Impossible Java - barahilia
https://barahilia.github.io/blog/computers/2017/03/26/impossible-java.html
======
teraflop
Fun fact: in Java versions 5 and 6, it was actually possible to write valid
Java source code with overloaded return types!

The trick is that generic types in Java are subject to type erasure at
runtime. Due to an oversight, it was possible to declare a class with methods
like:

    
    
        String foo(List<X> l);
        double foo(List<Y> l);
    

which would be erased to:

    
    
        String foo(List l);
        double foo(List l);
    

At runtime, even though the type information for your List was no longer
available, the compiler would be able to locate the correct method using the
method signature stored in the caller's bytecode, giving the _appearance_ of
return-type dispatch.
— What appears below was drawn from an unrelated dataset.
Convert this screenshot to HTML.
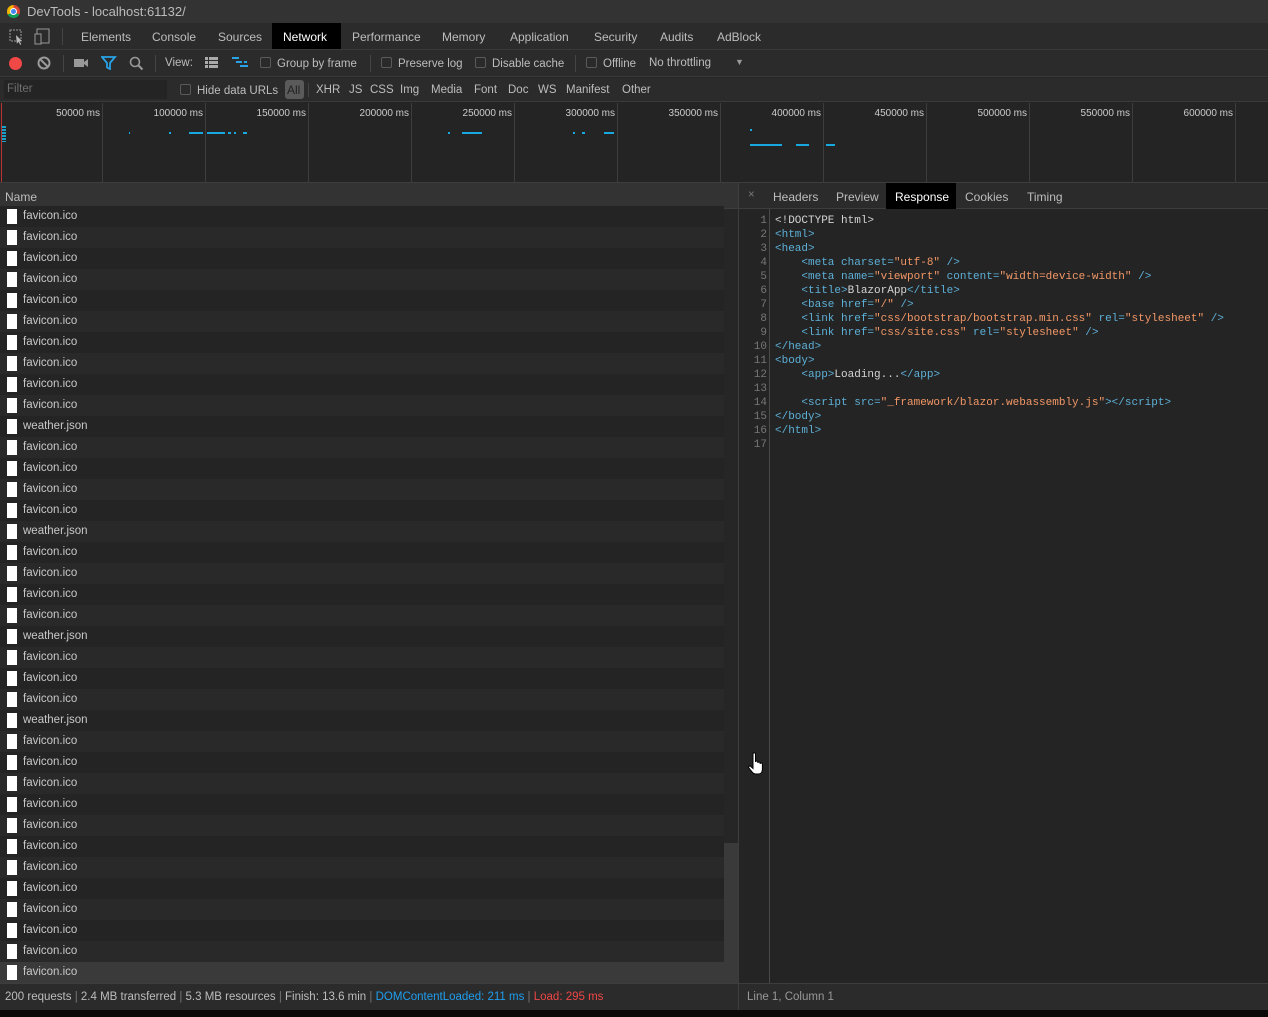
<!DOCTYPE html>
<html><head><style>
*{margin:0;padding:0;box-sizing:border-box}
body{width:1268px;height:1017px;background:#242424;font-family:"Liberation Sans",sans-serif;font-size:11.5px;color:#bdbdbd;position:relative;overflow:hidden}
.a{position:absolute;white-space:nowrap}
.cb{display:inline-block;width:11px;height:11px;border:1px solid #5a5a5a;border-radius:2px;background:#2a2a2a;vertical-align:-1px;margin-right:6px}
.code{font-family:"Liberation Mono",monospace;font-size:11px;line-height:14px}
pre.code{white-space:pre}
.t{color:#5db0d7}.s{color:#f29766}.w{color:#d4d4d4}
</style></head><body>
<div class="a" style="left:0;top:0;width:1268px;height:23px;background:#333"></div>
<div class="a" style="left:7px;top:5px;width:13px;height:13px;border-radius:50%;background:conic-gradient(#db4437 0 120deg,#0f9d58 120deg 240deg,#f4b400 240deg)"></div>
<div class="a" style="left:10px;top:8px;width:7px;height:7px;border-radius:50%;background:#4285f4;border:1px solid #fff"></div>
<div class="a" style="left:27px;top:4px;color:#bbb;font-size:13px">DevTools - localhost:61132/</div>
<div class="a" style="left:0;top:23px;width:1268px;height:27px;background:#2b2b2b;border-bottom:1px solid #3a3a3a"></div>
<svg class="a" style="left:8px;top:28px" width="46" height="18"><rect x="2" y="2" width="11" height="11" fill="none" stroke="#999" stroke-dasharray="2 1"/><path d="M8 7l6 6-2.5.3 1.8 3-1 .6-1.8-3-1.7 1.7z" fill="#bbb"/><rect x="29" y="1" width="12" height="14" fill="none" stroke="#999"/><rect x="27" y="6" width="6" height="10" fill="#2b2b2b" stroke="#999"/></svg>
<div class="a" style="left:62px;top:28px;width:1px;height:17px;background:#444"></div>
<div class="a" style="left:272px;top:23px;width:69px;height:26px;background:#000"></div>
<div class="a" style="top:30px;left:0;font-size:12px;color:#bdbdbd">
<span class="a" style="left:81px">Elements</span><span class="a" style="left:152px">Console</span><span class="a" style="left:218px">Sources</span><span class="a" style="left:283px;color:#fff">Network</span><span class="a" style="left:352px">Performance</span><span class="a" style="left:442px">Memory</span><span class="a" style="left:510px">Application</span><span class="a" style="left:594px">Security</span><span class="a" style="left:660px">Audits</span><span class="a" style="left:717px">AdBlock</span></div>
<div class="a" style="left:0;top:50px;width:1268px;height:27px;background:#2b2b2b;border-bottom:1px solid #3a3a3a"></div>
<div class="a" style="left:9px;top:57px;width:13px;height:13px;border-radius:50%;background:#f04747"></div>
<svg class="a" style="left:37px;top:56px" width="14" height="14"><circle cx="7" cy="7" r="5.5" fill="none" stroke="#999" stroke-width="2"/><path d="M3 3l8 8" stroke="#999" stroke-width="2"/></svg>
<div class="a" style="left:63px;top:55px;width:1px;height:17px;background:#444"></div>
<svg class="a" style="left:73px;top:57px" width="16" height="12"><rect x="1" y="2" width="10" height="8" fill="#999"/><path d="M11 5l4-3v8l-4-3z" fill="#999"/></svg>
<svg class="a" style="left:101px;top:56px" width="16" height="14"><path d="M1 1h13l-5 6v6l-3-1.5V7z" fill="none" stroke="#29a3e8" stroke-width="1.8"/></svg>
<svg class="a" style="left:129px;top:56px" width="15" height="15"><circle cx="6" cy="6" r="4.5" fill="none" stroke="#999" stroke-width="1.6"/><path d="M9 9l4.5 4.5" stroke="#999" stroke-width="2"/></svg>
<div class="a" style="left:155px;top:55px;width:1px;height:17px;background:#444"></div>
<div class="a" style="left:165px;top:57px">View:</div>
<svg class="a" style="left:204px;top:57px" width="16" height="12"><g fill="#aaa"><rect x="1" y="0" width="3" height="3"/><rect x="5" y="0" width="9" height="3"/><rect x="1" y="4" width="3" height="3"/><rect x="5" y="4" width="9" height="3"/><rect x="1" y="8" width="3" height="3"/><rect x="5" y="8" width="9" height="3"/></g></svg>
<svg class="a" style="left:231px;top:57px" width="18" height="12"><g fill="#29a3e8"><rect x="1" y="0" width="7" height="2"/><rect x="5" y="4" width="6" height="2"/><rect x="9" y="8" width="8" height="2"/><rect x="13" y="4" width="3" height="2"/></g></svg>
<div class="a" style="left:260px;top:57px"><span class="cb"></span>Group by frame</div>
<div class="a" style="left:370px;top:55px;width:1px;height:17px;background:#444"></div>
<div class="a" style="left:381px;top:57px"><span class="cb"></span>Preserve log</div>
<div class="a" style="left:475px;top:57px"><span class="cb"></span>Disable cache</div>
<div class="a" style="left:575px;top:55px;width:1px;height:17px;background:#444"></div>
<div class="a" style="left:586px;top:57px"><span class="cb"></span>Offline</div>
<div class="a" style="left:649px;top:57px">No throttling</div>
<div class="a" style="left:735px;top:57px;font-size:9px;color:#999">▼</div>
<div class="a" style="left:0;top:78px;width:1268px;height:24px;background:#2b2b2b;border-bottom:1px solid #3a3a3a"></div>
<div class="a" style="left:4px;top:80px;width:163px;height:19px;background:#242424;color:#6f6f6f;padding:3px 3px">Filter</div>
<div class="a" style="left:180px;top:84px"><span class="cb"></span>Hide data URLs</div>
<div class="a" style="left:285px;top:80px;width:19px;height:19px;background:#5a5a5a;border-radius:3px;color:#222;padding:3px 2px;font-size:12px">All</div>
<div class="a" style="left:308px;top:83px;width:1px;height:14px;background:#444"></div>
<div class="a" style="top:84px;left:0"><span class="a" style="left:316px">XHR</span><span class="a" style="left:349px">JS</span><span class="a" style="left:370px">CSS</span><span class="a" style="left:400px">Img</span><span class="a" style="left:431px">Media</span><span class="a" style="left:474px">Font</span><span class="a" style="left:508px">Doc</span><span class="a" style="left:538px">WS</span><span class="a" style="left:566px">Manifest</span><span class="a" style="left:622px">Other</span></div>
<div class="a" style="left:0;top:103px;width:1268px;height:80px;background:#242424"></div>
<div class="a" style="left:1px;top:103px;width:1px;height:80px;background:#b33"></div>
<div class="a" style="left:2px;top:126px;width:4px;height:16px;background:repeating-linear-gradient(#1ba1c8 0 2px,transparent 2px 3px)"></div>
<svg class="a" style="left:0;top:103px" width="1268" height="80"><g stroke="#3d3d3d">
<path d="M102.5 0V80M205.5 0V80M308.5 0V80M411.5 0V80M514.5 0V80M617.5 0V80M720.5 0V80M823.5 0V80M926.5 0V80M1029.5 0V80M1132.5 0V80M1235.5 0V80"/></g>
<g fill="#17a8e0"><rect x="129" y="29" width="1" height="2"/><rect x="169" y="29" width="2" height="2"/><rect x="189" y="29" width="14" height="2"/><rect x="207" y="29" width="18" height="2"/><rect x="228" y="29" width="3" height="2"/><rect x="234" y="29" width="2" height="2"/><rect x="243" y="29" width="4" height="2"/>
<rect x="448" y="29" width="2" height="2"/><rect x="462" y="29" width="20" height="2"/><rect x="573" y="29" width="2" height="2"/><rect x="582" y="29" width="3" height="2"/><rect x="604" y="29" width="10" height="2"/>
<rect x="750" y="26" width="2" height="2"/><rect x="750" y="41" width="32" height="2"/><rect x="796" y="41" width="13" height="2"/><rect x="826" y="41" width="9" height="2"/></g>
<g fill="#ccc" font-size="10" font-family="Liberation Sans" text-anchor="end"><text x="100" y="13">50000 ms</text><text x="203" y="13">100000 ms</text><text x="306" y="13">150000 ms</text><text x="409" y="13">200000 ms</text><text x="512" y="13">250000 ms</text><text x="615" y="13">300000 ms</text><text x="718" y="13">350000 ms</text><text x="821" y="13">400000 ms</text><text x="924" y="13">450000 ms</text><text x="1027" y="13">500000 ms</text><text x="1130" y="13">550000 ms</text><text x="1233" y="13">600000 ms</text></g></svg>
<div class="a" style="left:0;top:182px;width:1268px;height:1px;background:#3d3d3d"></div>
<div class="a" style="left:0;top:183px;width:738px;height:26px;background:#333;border-bottom:1px solid #3d3d3d"></div>
<div class="a" style="left:5px;top:190px;font-size:12px">Name</div>
<div class="a" id="rows" style="left:0;top:206px;width:724px"></div>
<div class="a" style="left:724px;top:209px;width:14px;height:774px;background:#262626"></div>
<div class="a" style="left:724px;top:843px;width:14px;height:140px;background:#3a3a3a"></div>
<div class="a" style="left:738px;top:183px;width:1px;height:834px;background:#3d3d3d"></div>
<div class="a" style="left:739px;top:183px;width:529px;height:26px;background:#2b2b2b;border-bottom:1px solid #3d3d3d"></div>
<div class="a" style="left:748px;top:189px;color:#777">×</div>
<div class="a" style="left:886px;top:183px;width:70px;height:26px;background:#000"></div>
<div class="a" style="top:190px;left:0;font-size:12px"><span class="a" style="left:773px">Headers</span><span class="a" style="left:836px">Preview</span><span class="a" style="left:895px;color:#fff">Response</span><span class="a" style="left:965px">Cookies</span><span class="a" style="left:1027px">Timing</span></div>
<div class="a" style="left:739px;top:209px;width:31px;height:774px;background:#242424;border-right:1px solid #4a4a4a"></div>
<div class="a code" style="left:739px;top:214px;width:28px;text-align:right;color:#777">1<br>2<br>3<br>4<br>5<br>6<br>7<br>8<br>9<br>10<br>11<br>12<br>13<br>14<br>15<br>16<br>17</div>
<pre class="a code w" style="left:775px;top:214px">&lt;!DOCTYPE html&gt;
<span class="t">&lt;html&gt;</span>
<span class="t">&lt;head&gt;</span>
    <span class="t">&lt;meta charset=</span><span class="s">"utf-8"</span><span class="t"> /&gt;</span>
    <span class="t">&lt;meta name=</span><span class="s">"viewport"</span><span class="t"> content=</span><span class="s">"width=device-width"</span><span class="t"> /&gt;</span>
    <span class="t">&lt;title&gt;</span>BlazorApp<span class="t">&lt;/title&gt;</span>
    <span class="t">&lt;base href=</span><span class="s">"/"</span><span class="t"> /&gt;</span>
    <span class="t">&lt;link href=</span><span class="s">"css/bootstrap/bootstrap.min.css"</span><span class="t"> rel=</span><span class="s">"stylesheet"</span><span class="t"> /&gt;</span>
    <span class="t">&lt;link href=</span><span class="s">"css/site.css"</span><span class="t"> rel=</span><span class="s">"stylesheet"</span><span class="t"> /&gt;</span>
<span class="t">&lt;/head&gt;</span>
<span class="t">&lt;body&gt;</span>
    <span class="t">&lt;app&gt;</span>Loading...<span class="t">&lt;/app&gt;</span>

    <span class="t">&lt;script src=</span><span class="s">"_framework/blazor.webassembly.js"</span><span class="t">&gt;&lt;/script&gt;</span>
<span class="t">&lt;/body&gt;</span>
<span class="t">&lt;/html&gt;</span>
</pre>
<svg class="a" style="left:748px;top:752px" width="18" height="24"><path d="M5 2c0-1.5 2.5-1.5 2.5 0v8c0-1.3 2.300-1.3 2.3 0v1c0-1.3 2.3-1.3 2.3 0v1c0-1.3 2.3-1.3 2.3 0v5c0 3-1.5 5-4 5h-3c-2 0-3-1.5-4.5-3.5L1 16c-1-1.3.5-2.7 1.8-1.5L5 16.5z" fill="#fff" stroke="#000" stroke-width="1"/></svg>
<div class="a" style="left:0;top:983px;width:1268px;height:27px;background:#2b2b2b;border-top:1px solid #3d3d3d"></div>
<div class="a" style="left:738px;top:983px;width:1px;height:27px;background:#3d3d3d"></div>
<div class="a" style="left:5px;top:991px">200 requests <span style="color:#777">|</span> 2.4 MB transferred <span style="color:#777">|</span> 5.3 MB resources <span style="color:#777">|</span> Finish: 13.6 min <span style="color:#777">|</span> <span style="color:#1e9ff0">DOMContentLoaded: 211 ms</span> <span style="color:#777">|</span> <span style="color:#ef4545">Load: 295 ms</span></div>
<div class="a" style="left:747px;top:991px;color:#999">Line 1, Column 1</div>
<div class="a" style="left:0;top:1010px;width:1268px;height:7px;background:#0a0a0a"></div>
<script>
var h='';for(var i=0;i<37;i++){var n=(i==10||i==15||i==20||i==24)?'weather.json':'favicon.ico';var bg=i==36?'#3a3a3a':(i%2?'#292929':'#242424');h+='<div style="position:relative;height:21px;background:'+bg+'"><div style="position:absolute;left:7px;top:3px;width:10px;height:15px;background:#fff"></div><div style="position:absolute;left:23px;top:4px;color:#c8c8c8">'+n+'</div></div>';}
document.getElementById('rows').innerHTML=h;
</script>
</body></html>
Technically this violates the Java language spec, and
javac 7 was updated to be stricter and prevent this sort of code:
[http://bugs.java.com/bugdatabase/view_bug.do?bug_id=6182950](http://bugs.java.com/bugdatabase/view_bug.do?bug_id=6182950)

I guess it's ultimately not that mysterious, but I first encountered it "in
the wild", and ended up scratching my head for a while before I figured out
why our code suddenly stopped compiling when we upgraded the JDK.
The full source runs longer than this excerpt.